L’art du grand mensonge n’est pas chose aisée ; Amazon ou Elisabeth Borne ne sont pas les stratèges capables de faire avaler d’aussi grosses couleuvres aux manants, aux gueux et aux analphabètes. Le système est à bout de souffle et les citoyens ne sont plus dupes, ils ont compris qu’ils sont honteusement manipulés comme en témoigne le nombre de manifestants battant le pavé contre la réforme des retraites.

Le grand mensonge, plus personne n’y croit.

Mort d’un voyou

Philippe Tesson, journaliste, patron de presse et passionné de théâtre et de littérature est mort. De lui, le quotidien vespéral retient qu’il était non conformiste, au parcours digne de héros balzacien, qu’il avait les yeux bleus et malicieux et, évidemment, avec ces qualités, il était séducteur et débordant d’énergie.

Alain Beuve-Méry ajoute que, pour lui, l’argent était avant tout un moyen, pas une fin. Sans préciser qu’il était devenu un patron de presse d’une droite de combat grâce à la fortune de son épouse.

Le Monde termine par une formule inquiétante : « Pour lui, le journalisme devait servir avant tout à poser des questions. Et la presse oser, cultiver l’impertinence et déranger. » La haine de celui qui n’est pas français n’est pas de l’impertinence, mais un délit.

Philippe Tesson avait vraiment livré le fonds de sa pensée en janvier 2015 sur Europe 1. Emporté, il avait déclaré : « D’où vient le problème de l’atteinte à la laïcité, sinon des musulmans ? On le dit, ça ? Ben moi je le dis (…) C’est pas les musulmans qui amènent la merde en France aujourd’hui ? Il faut le dire, quoi ! »

Cette infamie lui avait valu d’être invité dans de nombreuses émissions qui lui avaient tendu le micro avec gourmandise. Par exemple, sur France Inter, Léa Salamé s’était particulièrement distinguée en débutant son interview par « Qu’est-ce qui s’est passé ? Que vous est-il arrivé ? » Tesson n’en demandait pas tant : « Je crois que je n’ai pas complètement tort, tout le monde en convient, s’il y a un problème avec la laïcité, ce ne sont pas les chrétiens qui le posent pour l’instant […], ce sont les musulmans (…) Ce qui a créé le problème, ça n’est quand même pas… C’est pas les Français (…) D’où vient le problème ? D’où vient le problème de l’atteinte à la laïcité sinon des musulmans ? ».

Léa Salamé n’avait rien trouvé à redire à ces propos racistes.
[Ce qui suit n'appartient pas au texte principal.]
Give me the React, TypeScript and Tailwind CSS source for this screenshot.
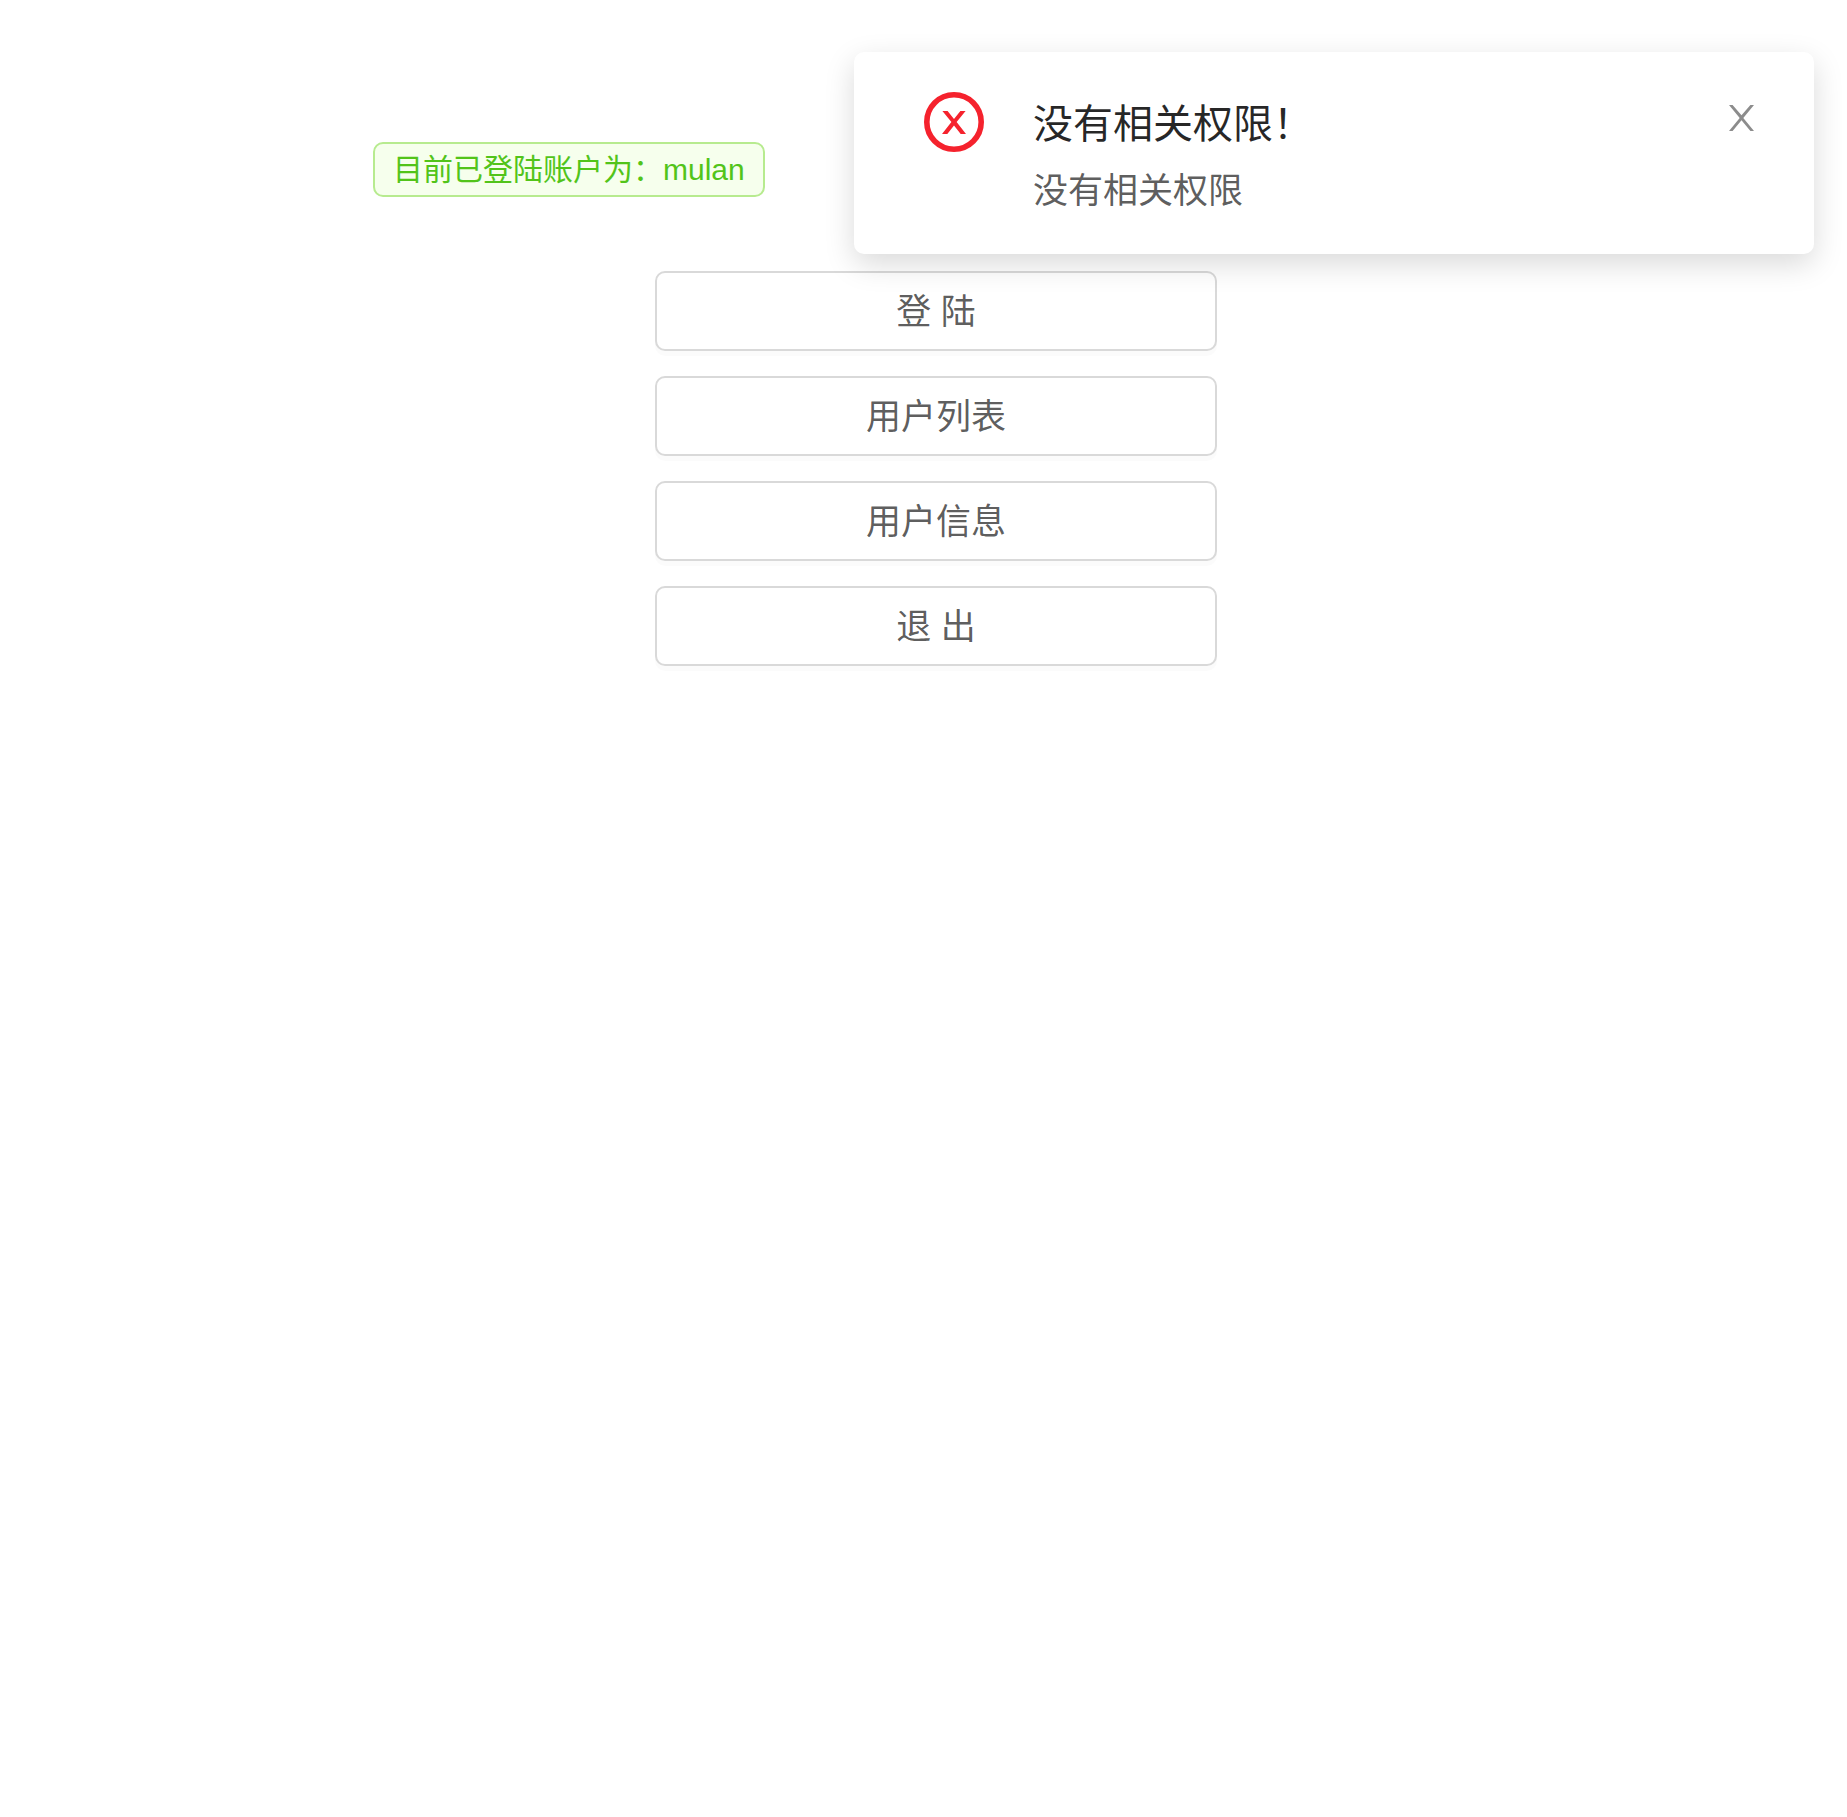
const font = "font-['Liberation_Sans','Noto_Sans_CJK_SC',sans-serif]";

const buttons = ["登 陆", "用户列表", "用户信息", "退 出"];

function ErrorIcon() {
  return (
    <svg viewBox="0 0 60 60" className="h-[60px] w-[60px] shrink-0 text-[#f5222d]">
      <circle cx="30" cy="30" r="27.2" fill="none" stroke="currentColor" strokeWidth="5.6" />
      <path
        d="M18.4 19h5.2L30 27.1 36.4 19h5.2L32.6 30 42 42h-5.3L30 33.4 23.3 42H18l9.4-12z"
        fill="currentColor"
      />
    </svg>
  );
}

function CloseIcon() {
  return (
    <svg
      viewBox="0 0 25 26"
      className="absolute right-[60px] top-[53px] h-[26px] w-[25px] text-[#00000073]"
    >
      <path
        d="M0 0h3.6L12.5 10.3 21.4 0H25L14.3 12.9 25 26h-3.6L12.5 15.3 3.6 26H0L10.7 12.9z"
        fill="currentColor"
      />
    </svg>
  );
}

export default function App() {
  return (
    <div className={`relative min-h-[1817px] bg-white pt-[142px] ${font}`}>
      {/* logged in tag */}
      <div className="ml-[373px] flex h-[55px] w-[392px] items-center whitespace-nowrap rounded-[10px] border-[2.5px] border-[#b7eb8f] bg-[#f6ffed] pl-[18px] text-[30px] text-[#52c41a]">
        目前已登陆账户为：mulan
      </div>

      {/* actions */}
      <div className="ml-[655px] mt-[74px] flex w-[562px] flex-col gap-[25px]">
        {buttons.map((label) => (
          <button
            key={label}
            className="h-[80px] rounded-[10px] border-[2.5px] border-[#d9d9d9] bg-white pt-[2px] text-[35px] text-[#000000a6] shadow-[0_5px_0_rgba(0,0,0,0.015)]"
          >
            {label}
          </button>
        ))}
      </div>

      {/* notification */}
      <div className="absolute left-[854px] top-[52px] h-[202px] w-[960px] rounded-[10px] bg-white shadow-[0_10px_30px_rgba(0,0,0,0.15)]">
        <div className="flex pl-[70px] pt-[40px]">
          <ErrorIcon />
          <div className="ml-[49px]">
            <div className="pt-[2px] text-[40px] leading-[60px] text-[#000000d9]">没有相关权限！</div>
            <div className="mt-[9px] text-[35px] leading-[55px] text-[#000000a6]">没有相关权限</div>
          </div>
        </div>
        <CloseIcon />
      </div>
    </div>
  );
}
Tesson s’est encore longuement exprimé le lendemain sur France 5 dans l’émission C à vous, animée alors par Anne-Sophie Lapix, même s’il y a été plus bousculé.

Quant au Monde, il titrait alors : « Philippe Tesson admet un « dérapage » sur les musulmans, mais se défend « sur le fond » ».

Les propos de Philippe Tesson sont scandaleux, mais la mansuétude des médias à son égard sont insupportables. Il n’est pas étonnant, aujourd’hui, que Le Monde passe sous silence les propos diffamants dans son article nécrologique.

La haine des musulmans était viscérale chez Tesson, un grand bourgeois à l’instinct de classe fortement ancré. Un voyou.